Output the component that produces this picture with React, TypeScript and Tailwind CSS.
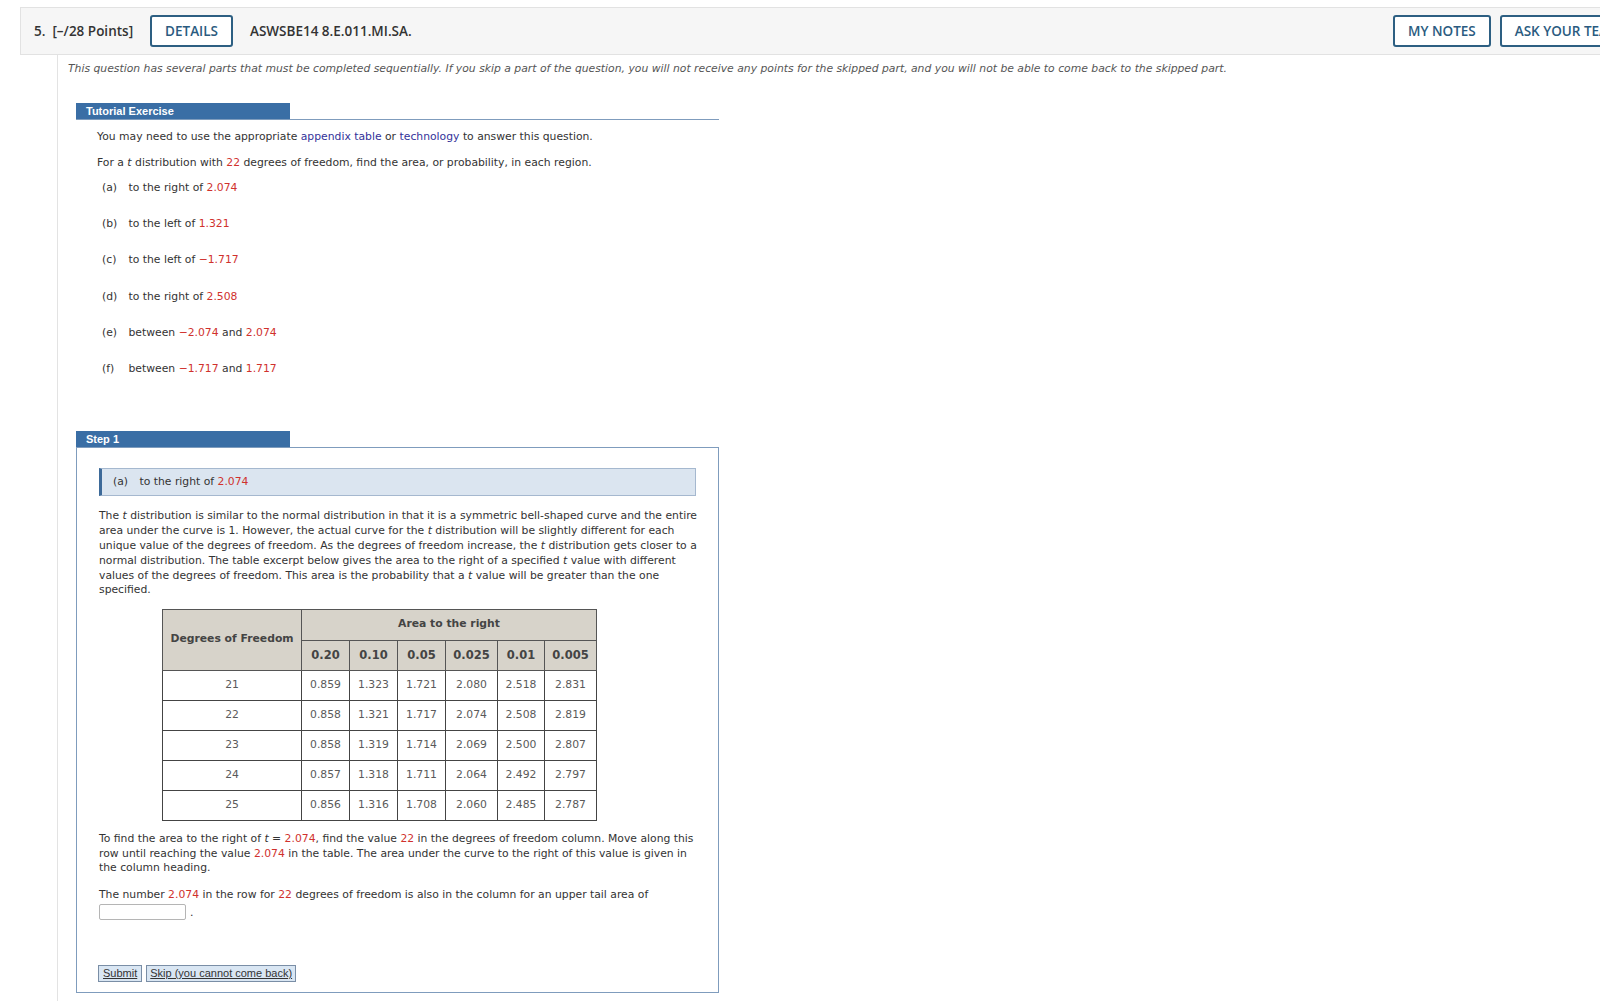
import React from 'react';

const R = ({ children }: { children: React.ReactNode }) => <span className="text-[#d0312d]">{children}</span>;

const parts: { label: string; body: React.ReactNode }[] = [
  { label: '(a)', body: <>to the right of <R>2.074</R></> },
  { label: '(b)', body: <>to the left of <R>1.321</R></> },
  { label: '(c)', body: <>to the left of <R>&minus;1.717</R></> },
  { label: '(d)', body: <>to the right of <R>2.508</R></> },
  { label: '(e)', body: <>between <R>&minus;2.074</R> and <R>2.074</R></> },
  { label: '(f)', body: <>between <R>&minus;1.717</R> and <R>1.717</R></> },
];

const heads = ['0.20', '0.10', '0.05', '0.025', '0.01', '0.005'];
const colW = ['w-[48px]', 'w-[48px]', 'w-[48px]', 'w-[52px]', 'w-[47px]', 'w-[52px]'];

const rows: [string, string[]][] = [
  ['21', ['0.859', '1.323', '1.721', '2.080', '2.518', '2.831']],
  ['22', ['0.858', '1.321', '1.717', '2.074', '2.508', '2.819']],
  ['23', ['0.858', '1.319', '1.714', '2.069', '2.500', '2.807']],
  ['24', ['0.857', '1.318', '1.711', '2.064', '2.492', '2.797']],
  ['25', ['0.856', '1.316', '1.708', '2.060', '2.485', '2.787']],
];

const SectionTab = ({ label }: { label: string }) => (
  <div className="w-[214px] h-[16px] bg-[#3a6ea5] pl-[10px] text-white font-bold text-[11px] leading-[16px] font-['Liberation_Sans',Arial,sans-serif]">
    {label}
  </div>
);

const HeaderButton = ({ children }: { children: React.ReactNode }) => (
  <div className="h-[32px] px-[13px] flex items-center border-2 border-[#2d5f82] rounded-[3px] bg-white text-[#2a5b80] font-semibold text-[13.5px] whitespace-nowrap">
    {children}
  </div>
);

export default function App() {
  return (
    <div className="w-[1600px] min-h-[1001px] bg-white overflow-hidden text-[#333] font-['DejaVu_Sans',Verdana,sans-serif]">
      {/* question header */}
      <div className="pt-[7px] pl-[20px]">
        <div className="w-[1640px] h-[48px] bg-[#f6f6f6] border border-[#e2e2e2] flex items-center pl-[13px] font-['Open_Sans',sans-serif]">
          <div className="w-[1359px] flex-none flex items-center">
            <span className="font-semibold text-[13.5px] text-[#333]">5.&nbsp; [&ndash;/28 Points]</span>
            <div className="ml-[17px]">
              <HeaderButton>DETAILS</HeaderButton>
            </div>
            <span className="ml-[17px] font-semibold text-[13.5px] text-[#333]">ASWSBE14 8.E.011.MI.SA.</span>
          </div>
          <div className="flex gap-[9px]">
            <HeaderButton>MY NOTES</HeaderButton>
            <HeaderButton>ASK YOUR TEACHER</HeaderButton>
          </div>
        </div>
      </div>

      {/* question body */}
      <div className="ml-[57px] border-l border-[#e3e3e3] min-h-[946px] pl-[10px] pt-[7px]">
        <p className="italic text-[10.8px] leading-[14px] text-[#555]">
          This question has several parts that must be completed sequentially. If you skip a part of the question, you will not receive any points for the skipped part, and you will not be able to come back to the skipped part.
        </p>

        <div className="ml-[8px] mt-[27px] w-[643px]">
          {/* tutorial exercise */}
          <div className="border-b border-[#7f9cbd]">
            <SectionTab label="Tutorial Exercise" />
          </div>
          <div className="pl-[21px] text-[10.8px] leading-[14px]">
            <p className="mt-[10px]">
              You may need to use the appropriate <span className="text-[#33339a]">appendix table</span> or{' '}
              <span className="text-[#33339a]">technology</span> to answer this question.
            </p>
            <p className="mt-[11.5px]">
              For a <i>t</i> distribution with <R>22</R> degrees of freedom, find the area, or probability, in each region.
            </p>
            <div className="mt-[11.5px] ml-[5px] flex flex-col gap-[22.2px]">
              {parts.map((p) => (
                <div key={p.label} className="flex">
                  <span className="w-[26.5px]">{p.label}</span>
                  <span>{p.body}</span>
                </div>
              ))}
            </div>
          </div>

          {/* step 1 */}
          <div className="mt-[55px]">
            <div className="h-[16px]">
              <SectionTab label="Step 1" />
            </div>
            <div className="border border-[#7f9cbd] h-[546px] px-[22px] pt-[20px] text-[10.8px] leading-[14.8px]">
              <div className="h-[28px] bg-[#dbe5f0] border border-[#a5b8cf] border-l-[3px] border-l-[#3d6a99] flex items-center pl-[11px]">
                <span className="w-[26.5px]">(a)</span>
                <span>to the right of <R>2.074</R></span>
              </div>

              <p className="mt-[13.5px] mr-[-8px]">
                The <i>t</i> distribution is similar to the normal distribution in that it is a symmetric bell-shaped curve and the entire area under the curve is 1. However, the actual curve for the <i>t</i> distribution will be slightly different for each unique value of the degrees of freedom. As the degrees of freedom increase, the <i>t</i> distribution gets closer to a normal distribution. The table excerpt below gives the area to the right of a specified <i>t</i> value with different values of the degrees of freedom. This area is the probability that a <i>t</i> value will be greater than the one specified.
              </p>

              <table className="ml-[63px] mt-[10.5px] border-collapse border border-[#333] text-center">
                <thead className="bg-[#d7d3ca]">
                  <tr className="h-[31px]">
                    <th rowSpan={2} className="w-[139px] border border-[#555] font-bold text-[10.8px] text-[#444]">
                      Degrees of Freedom
                    </th>
                    <th colSpan={6} className="border border-[#555] font-bold text-[10.8px] text-[#444]">
                      Area to the right
                    </th>
                  </tr>
                  <tr className="h-[30px]">
                    {heads.map((h, i) => (
                      <th key={h} className={`${colW[i]} border border-[#555] font-bold text-[11.5px] text-[#444]`}>
                        {h}
                      </th>
                    ))}
                  </tr>
                </thead>
                <tbody className="text-[#5a5a5a] text-[10.8px]">
                  {rows.map(([df, vals]) => (
                    <tr key={df} className="h-[30px]">
                      <td className="border border-[#444]">{df}</td>
                      {vals.map((v, i) => (
                        <td key={i} className="border border-[#444]">
                          {v}
                        </td>
                      ))}
                    </tr>
                  ))}
                </tbody>
              </table>

              <p className="mt-[11px]">
                To find the area to the right of <i>t</i> = <R>2.074</R>, find the value <R>22</R> in the degrees of freedom column. Move along this row until reaching the value <R>2.074</R> in the table. The area under the curve to the right of this value is given in the column heading.
              </p>
              <p className="mt-[11.5px]">
                The number <R>2.074</R> in the row for <R>22</R> degrees of freedom is also in the column for an upper tail area of
              </p>
              <div className="mt-[2px] flex items-end gap-[4px]">
                <div className="w-[87px] h-[16px] border border-[#b5b5b5] rounded-[2px] bg-white" />
                <span>.</span>
              </div>

              <div className="mt-[45px] -ml-[1px] flex gap-[4px] font-['Liberation_Sans',Arial,sans-serif] text-[11px] text-[#333]">
                <span className="h-[17px] px-[4px] leading-[15px] bg-[#d9e6f3] border border-[#7a8ea6] underline">Submit</span>
                <span className="h-[17px] px-[3px] leading-[15px] bg-[#d9e6f3] border border-[#7a8ea6] underline">Skip (you cannot come back)</span>
              </div>
            </div>
          </div>
        </div>
      </div>
    </div>
  );
}
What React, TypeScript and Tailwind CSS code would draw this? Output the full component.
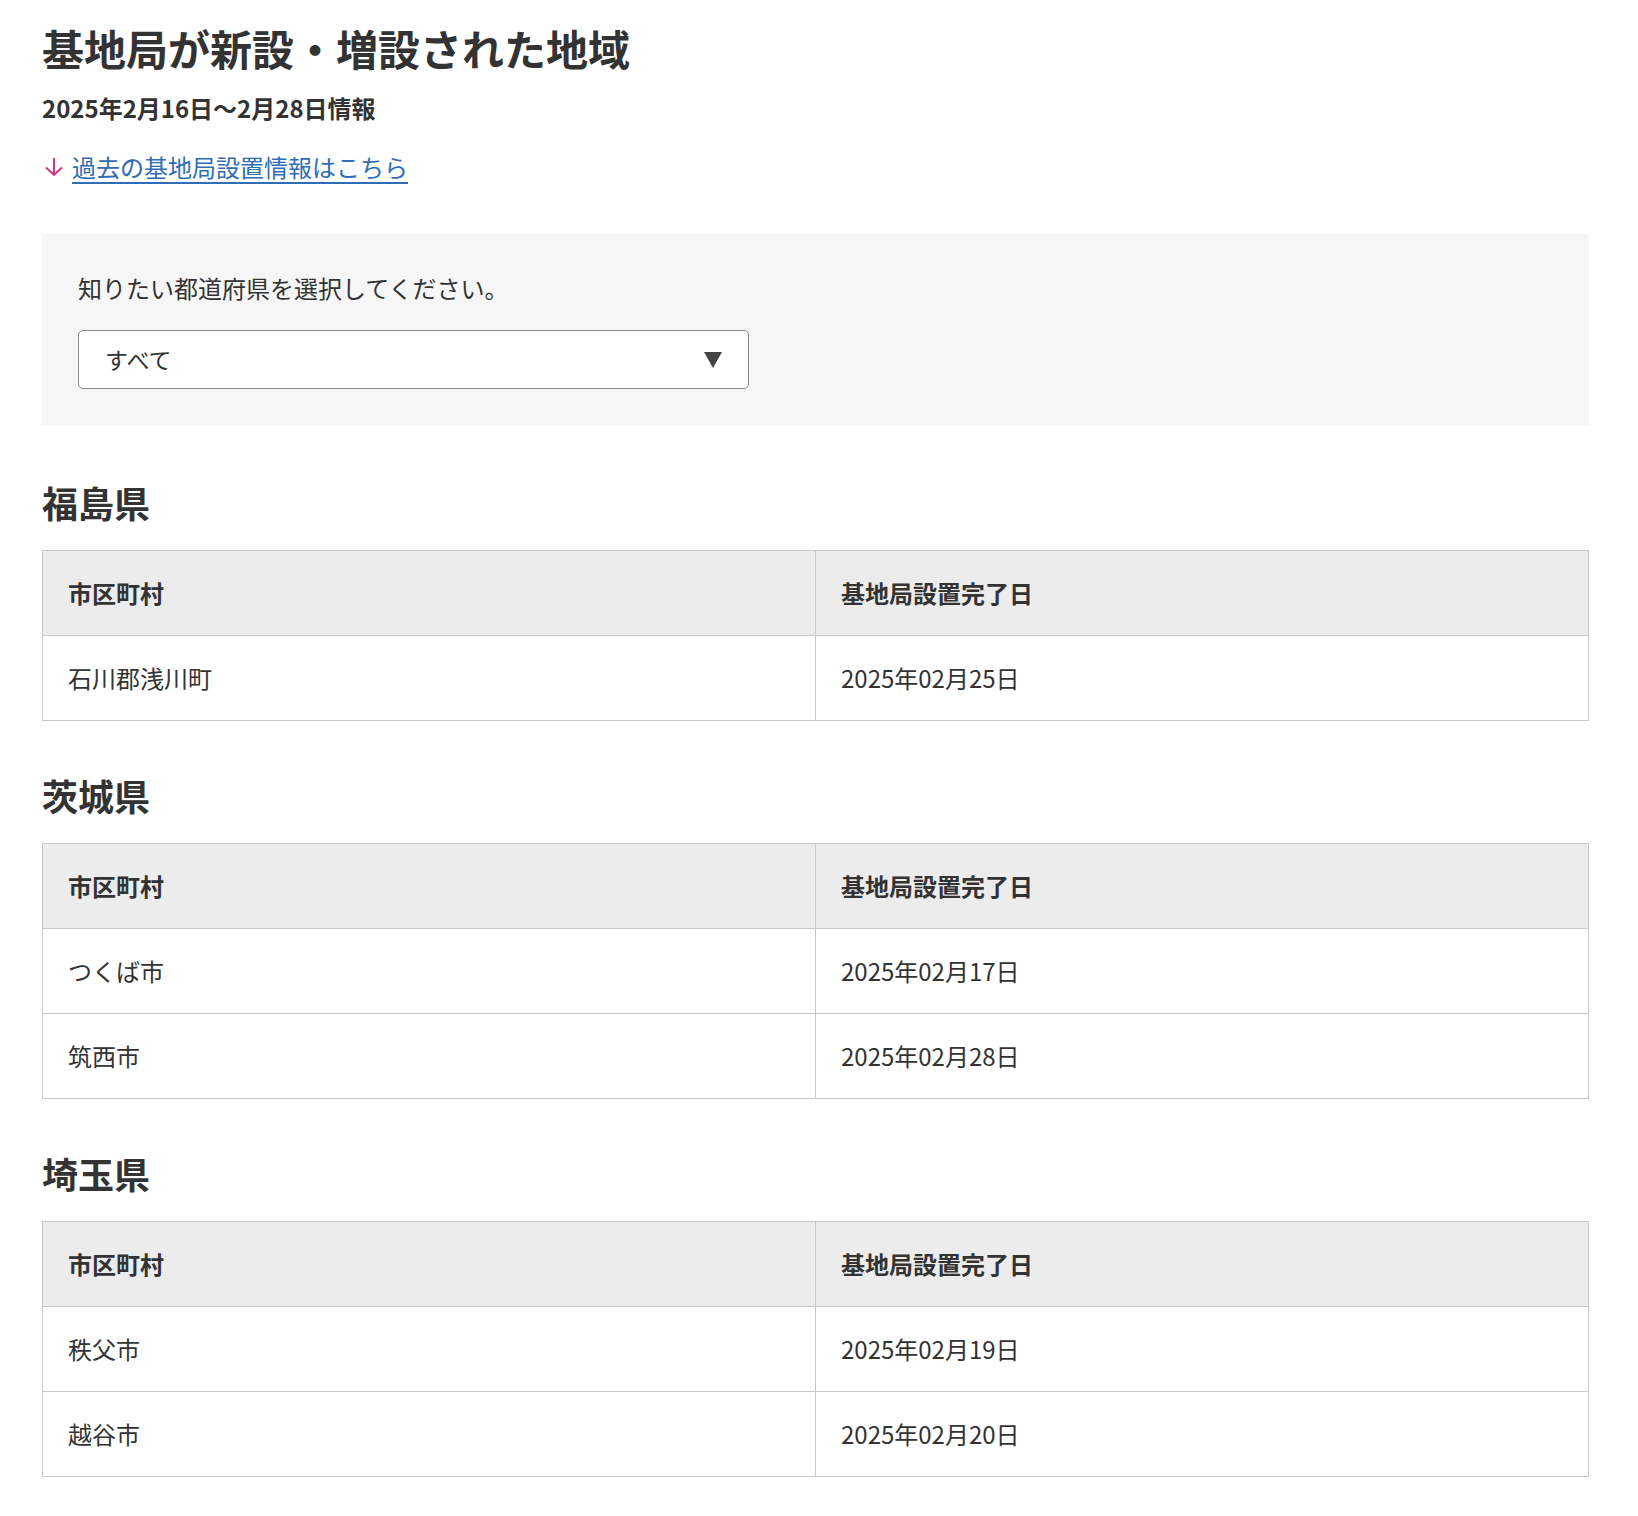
=====
- [Instruction]:
Copy every record above exactly as written, but leave out the pictures.

- [Answer below]:
Output the component that produces this picture with React, TypeScript and Tailwind CSS.
import React from 'react';

const R = ({ children }: { children: React.ReactNode }) => <span className="text-[#d0312d]">{children}</span>;

const parts: { label: string; body: React.ReactNode }[] = [
  { label: '(a)', body: <>to the right of <R>2.074</R></> },
  { label: '(b)', body: <>to the left of <R>1.321</R></> },
  { label: '(c)', body: <>to the left of <R>&minus;1.717</R></> },
  { label: '(d)', body: <>to the right of <R>2.508</R></> },
  { label: '(e)', body: <>between <R>&minus;2.074</R> and <R>2.074</R></> },
  { label: '(f)', body: <>between <R>&minus;1.717</R> and <R>1.717</R></> },
];

const heads = ['0.20', '0.10', '0.05', '0.025', '0.01', '0.005'];
const colW = ['w-[48px]', 'w-[48px]', 'w-[48px]', 'w-[52px]', 'w-[47px]', 'w-[52px]'];

const rows: [string, string[]][] = [
  ['21', ['0.859', '1.323', '1.721', '2.080', '2.518', '2.831']],
  ['22', ['0.858', '1.321', '1.717', '2.074', '2.508', '2.819']],
  ['23', ['0.858', '1.319', '1.714', '2.069', '2.500', '2.807']],
  ['24', ['0.857', '1.318', '1.711', '2.064', '2.492', '2.797']],
  ['25', ['0.856', '1.316', '1.708', '2.060', '2.485', '2.787']],
];

const SectionTab = ({ label }: { label: string }) => (
  <div className="w-[214px] h-[16px] bg-[#3a6ea5] pl-[10px] text-white font-bold text-[11px] leading-[16px] font-['Liberation_Sans',Arial,sans-serif]">
    {label}
  </div>
);

const HeaderButton = ({ children }: { children: React.ReactNode }) => (
  <div className="h-[32px] px-[13px] flex items-center border-2 border-[#2d5f82] rounded-[3px] bg-white text-[#2a5b80] font-semibold text-[13.5px] whitespace-nowrap">
    {children}
  </div>
);

export default function App() {
  return (
    <div className="w-[1600px] min-h-[1001px] bg-white overflow-hidden text-[#333] font-['DejaVu_Sans',Verdana,sans-serif]">
      {/* question header */}
      <div className="pt-[7px] pl-[20px]">
        <div className="w-[1640px] h-[48px] bg-[#f6f6f6] border border-[#e2e2e2] flex items-center pl-[13px] font-['Open_Sans',sans-serif]">
          <div className="w-[1359px] flex-none flex items-center">
            <span className="font-semibold text-[13.5px] text-[#333]">5.&nbsp; [&ndash;/28 Points]</span>
            <div className="ml-[17px]">
              <HeaderButton>DETAILS</HeaderButton>
            </div>
            <span className="ml-[17px] font-semibold text-[13.5px] text-[#333]">ASWSBE14 8.E.011.MI.SA.</span>
          </div>
          <div className="flex gap-[9px]">
            <HeaderButton>MY NOTES</HeaderButton>
            <HeaderButton>ASK YOUR TEACHER</HeaderButton>
          </div>
        </div>
      </div>

      {/* question body */}
      <div className="ml-[57px] border-l border-[#e3e3e3] min-h-[946px] pl-[10px] pt-[7px]">
        <p className="italic text-[10.8px] leading-[14px] text-[#555]">
          This question has several parts that must be completed sequentially. If you skip a part of the question, you will not receive any points for the skipped part, and you will not be able to come back to the skipped part.
        </p>

        <div className="ml-[8px] mt-[27px] w-[643px]">
          {/* tutorial exercise */}
          <div className="border-b border-[#7f9cbd]">
            <SectionTab label="Tutorial Exercise" />
          </div>
          <div className="pl-[21px] text-[10.8px] leading-[14px]">
            <p className="mt-[10px]">
              You may need to use the appropriate <span className="text-[#33339a]">appendix table</span> or{' '}
              <span className="text-[#33339a]">technology</span> to answer this question.
            </p>
            <p className="mt-[11.5px]">
              For a <i>t</i> distribution with <R>22</R> degrees of freedom, find the area, or probability, in each region.
            </p>
            <div className="mt-[11.5px] ml-[5px] flex flex-col gap-[22.2px]">
              {parts.map((p) => (
                <div key={p.label} className="flex">
                  <span className="w-[26.5px]">{p.label}</span>
                  <span>{p.body}</span>
                </div>
              ))}
            </div>
          </div>

          {/* step 1 */}
          <div className="mt-[55px]">
            <div className="h-[16px]">
              <SectionTab label="Step 1" />
            </div>
            <div className="border border-[#7f9cbd] h-[546px] px-[22px] pt-[20px] text-[10.8px] leading-[14.8px]">
              <div className="h-[28px] bg-[#dbe5f0] border border-[#a5b8cf] border-l-[3px] border-l-[#3d6a99] flex items-center pl-[11px]">
                <span className="w-[26.5px]">(a)</span>
                <span>to the right of <R>2.074</R></span>
              </div>

              <p className="mt-[13.5px] mr-[-8px]">
                The <i>t</i> distribution is similar to the normal distribution in that it is a symmetric bell-shaped curve and the entire area under the curve is 1. However, the actual curve for the <i>t</i> distribution will be slightly different for each unique value of the degrees of freedom. As the degrees of freedom increase, the <i>t</i> distribution gets closer to a normal distribution. The table excerpt below gives the area to the right of a specified <i>t</i> value with different values of the degrees of freedom. This area is the probability that a <i>t</i> value will be greater than the one specified.
              </p>

              <table className="ml-[63px] mt-[10.5px] border-collapse border border-[#333] text-center">
                <thead className="bg-[#d7d3ca]">
                  <tr className="h-[31px]">
                    <th rowSpan={2} className="w-[139px] border border-[#555] font-bold text-[10.8px] text-[#444]">
                      Degrees of Freedom
                    </th>
                    <th colSpan={6} className="border border-[#555] font-bold text-[10.8px] text-[#444]">
                      Area to the right
                    </th>
                  </tr>
                  <tr className="h-[30px]">
                    {heads.map((h, i) => (
                      <th key={h} className={`${colW[i]} border border-[#555] font-bold text-[11.5px] text-[#444]`}>
                        {h}
                      </th>
                    ))}
                  </tr>
                </thead>
                <tbody className="text-[#5a5a5a] text-[10.8px]">
                  {rows.map(([df, vals]) => (
                    <tr key={df} className="h-[30px]">
                      <td className="border border-[#444]">{df}</td>
                      {vals.map((v, i) => (
                        <td key={i} className="border border-[#444]">
                          {v}
                        </td>
                      ))}
                    </tr>
                  ))}
                </tbody>
              </table>

              <p className="mt-[11px]">
                To find the area to the right of <i>t</i> = <R>2.074</R>, find the value <R>22</R> in the degrees of freedom column. Move along this row until reaching the value <R>2.074</R> in the table. The area under the curve to the right of this value is given in the column heading.
              </p>
              <p className="mt-[11.5px]">
                The number <R>2.074</R> in the row for <R>22</R> degrees of freedom is also in the column for an upper tail area of
              </p>
              <div className="mt-[2px] flex items-end gap-[4px]">
                <div className="w-[87px] h-[16px] border border-[#b5b5b5] rounded-[2px] bg-white" />
                <span>.</span>
              </div>

              <div className="mt-[45px] -ml-[1px] flex gap-[4px] font-['Liberation_Sans',Arial,sans-serif] text-[11px] text-[#333]">
                <span className="h-[17px] px-[4px] leading-[15px] bg-[#d9e6f3] border border-[#7a8ea6] underline">Submit</span>
                <span className="h-[17px] px-[3px] leading-[15px] bg-[#d9e6f3] border border-[#7a8ea6] underline">Skip (you cannot come back)</span>
              </div>
            </div>
          </div>
        </div>
      </div>
    </div>
  );
}
What React, TypeScript and Tailwind CSS code would draw this? Output the full component.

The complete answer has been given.